Question

A bag contains $$3$$ white and $$2$$ black balls and another bag contains $$2$$ white and $$4$$ black balls. One bag is chosen at random. From the selected bag, one ball is drawn. Find the probability that the ball drawn is white.

Answer

**step1** Understanding the Problem

We are given two bags, each containing a different number of white and black balls. We first choose one of the bags at random, and then we draw one ball from the selected bag. Our goal is to find the total probability that the ball drawn is white.

**step2** Analyzing Bag 1

Bag 1 contains $$3$$ white balls and $$2$$ black balls.
To find the total number of balls in Bag 1, we add the number of white balls and black balls: $$3 + 2 = 5$$ balls.
The probability of drawing a white ball from Bag 1 is the number of white balls divided by the total number of balls: $$\frac{3}{5}$$.

**step3** Analyzing Bag 2

Bag 2 contains $$2$$ white balls and $$4$$ black balls.
To find the total number of balls in Bag 2, we add the number of white balls and black balls: $$2 + 4 = 6$$ balls.
The probability of drawing a white ball from Bag 2 is the number of white balls divided by the total number of balls: $$\frac{2}{6}$$. This fraction can be simplified by dividing both the numerator and the denominator by $$2$$: $$\frac{2 \div 2}{6 \div 2} = \frac{1}{3}$$.

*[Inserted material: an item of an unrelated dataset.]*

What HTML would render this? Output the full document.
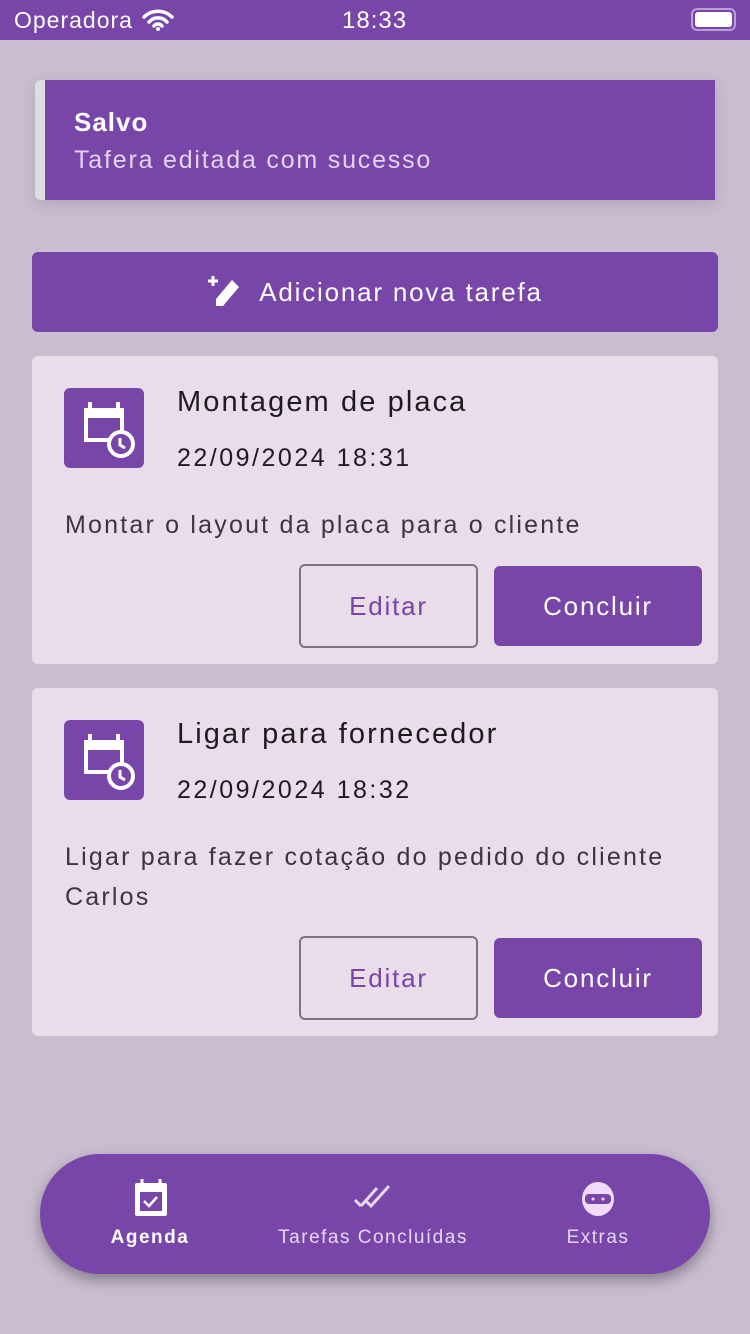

**step4** Probability of choosing a bag

There are two bags, and one is chosen at random. This means that each bag has an equal chance of being chosen.
The probability of choosing Bag 1 is $$\frac{1}{2}$$.
The probability of choosing Bag 2 is $$\frac{1}{2}$$.

**step5** Calculating the probability of drawing a white ball from Bag 1

To find the probability of choosing Bag 1 AND then drawing a white ball from it, we multiply the probability of choosing Bag 1 by the probability of drawing a white ball from Bag 1:
Probability (White from Bag 1) = Probability (Choosing Bag 1) $$\times$$ Probability (White from Bag 1)
$$ = \frac{1}{2} \times \frac{3}{5} $$
$$ = \frac{1 \times 3}{2 \times 5} $$
$$ = \frac{3}{10} $$

**step6** Calculating the probability of drawing a white ball from Bag 2

To find the probability of choosing Bag 2 AND then drawing a white ball from it, we multiply the probability of choosing Bag 2 by the probability of drawing a white ball from Bag 2:
Probability (White from Bag 2) = Probability (Choosing Bag 2) $$\times$$ Probability (White from Bag 2)
$$ = \frac{1}{2} \times \frac{1}{3} $$
$$ = \frac{1 \times 1}{2 \times 3} $$
$$ = \frac{1}{6} $$

**step7** Finding the total probability of drawing a white ball

The ball can be white either if it came from Bag 1 or if it came from Bag 2. To find the total probability of drawing a white ball, we add the probabilities calculated in the previous steps:
Total Probability (White ball) = Probability (White from Bag 1) $$+$$ Probability (White from Bag 2)
$$ = \frac{3}{10} + \frac{1}{6} $$
To add these fractions, we need a common denominator. The smallest common multiple of $$10$$ and $$6$$ is $$30$$.
Convert $$\frac{3}{10}$$ to a fraction with denominator $$30$$:
$$\frac{3}{10} = \frac{3 \times 3}{10 \times 3} = \frac{9}{30}$$
Convert $$\frac{1}{6}$$ to a fraction with denominator $$30$$:
$$\frac{1}{6} = \frac{1 \times 5}{6 \times 5} = \frac{5}{30}$$
Now, add the fractions:
$$ = \frac{9}{30} + \frac{5}{30} $$
$$ = \frac{9 + 5}{30} $$
$$ = \frac{14}{30} $$
This fraction can be simplified by dividing both the numerator and the denominator by their greatest common divisor, which is $$2$$:
$$\frac{14 \div 2}{30 \div 2} = \frac{7}{15}$$
So, the probability that the ball drawn is white is $$\frac{7}{15}$$.